An optimized transform and quantization scheme for HEVC intra lossless coding

Abstract

The lossless coding framework of High Efficiency Video Coding (HEVC) comprises prediction and entropy coding, while omitting the transform process. However, residuals derived from prediction continue to demonstrate significant spatial redundancy, which has the potential to compromise the coding efficiency. This article presents an optimized scheme for HEVC intra lossless coding that integrates transform and quantization. In the proposed scheme, a residual block, generated by HEVC, is partitioned into two components: the coefficient block and the error block. The coefficient block, responsible for lossless coding, is obtained through the adoption of the transform and quantization processes employed in HEVC lossy coding.
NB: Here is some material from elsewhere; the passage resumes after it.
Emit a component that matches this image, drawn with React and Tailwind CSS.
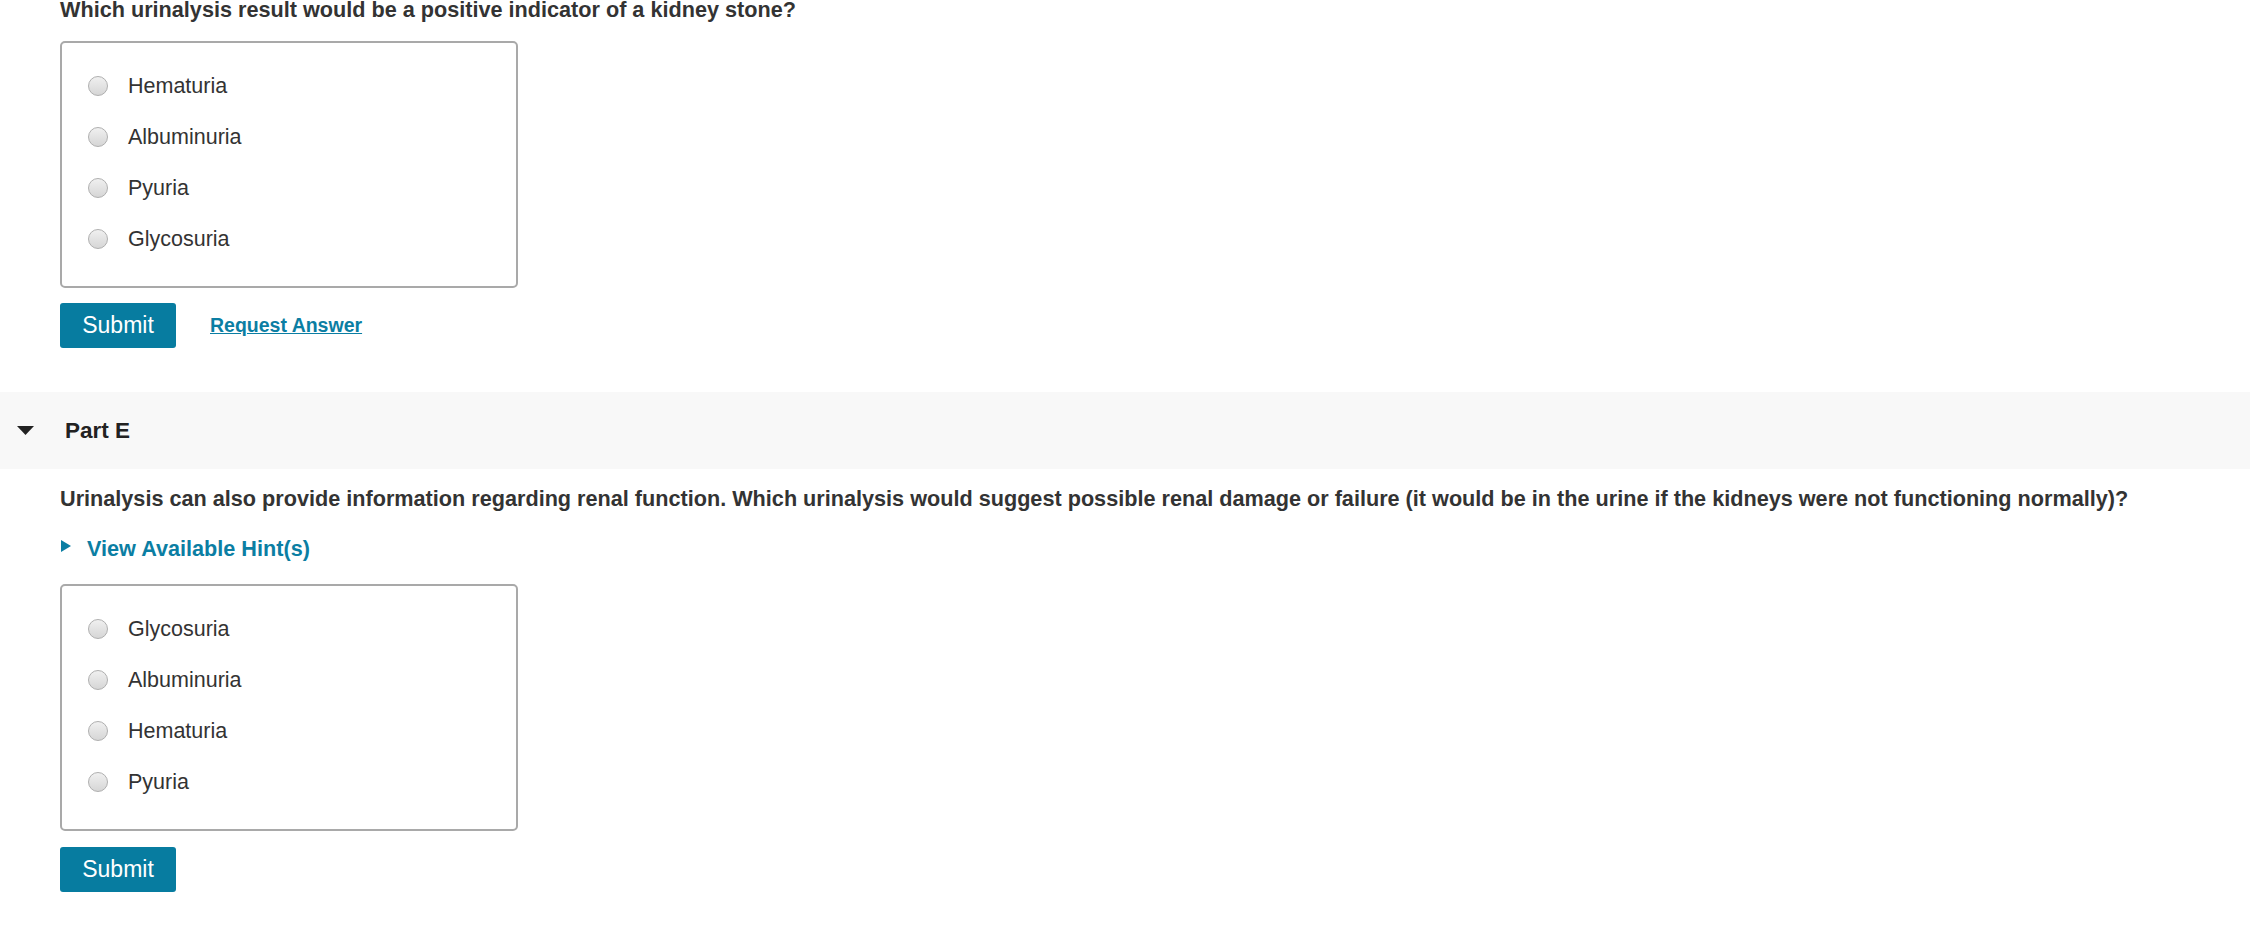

Subsequently, the error block is derived by predicting the residual block using the generated coefficient block. Both the coefficient block and the error block can be effectively encoded utilizing the existing entropy coding scheme in HEVC lossy coding. Rate-distortion optimization is employed to determine whether the residual block will be partitioned into two components. The proposed scheme is implemented into the HM 12.1 software. Through the utilization of the discrete cosine transform kernel and the discrete sine transform kernel, with a quantization parameter set to 20, on HEVC standard test sequences and the all intra main configuration file, empirical findings substantiate that the proposed methodology attains an average bit-rate reduction of 3.31%, with a maximum improvement of 12.29% in comparison to HEVC lossless coding.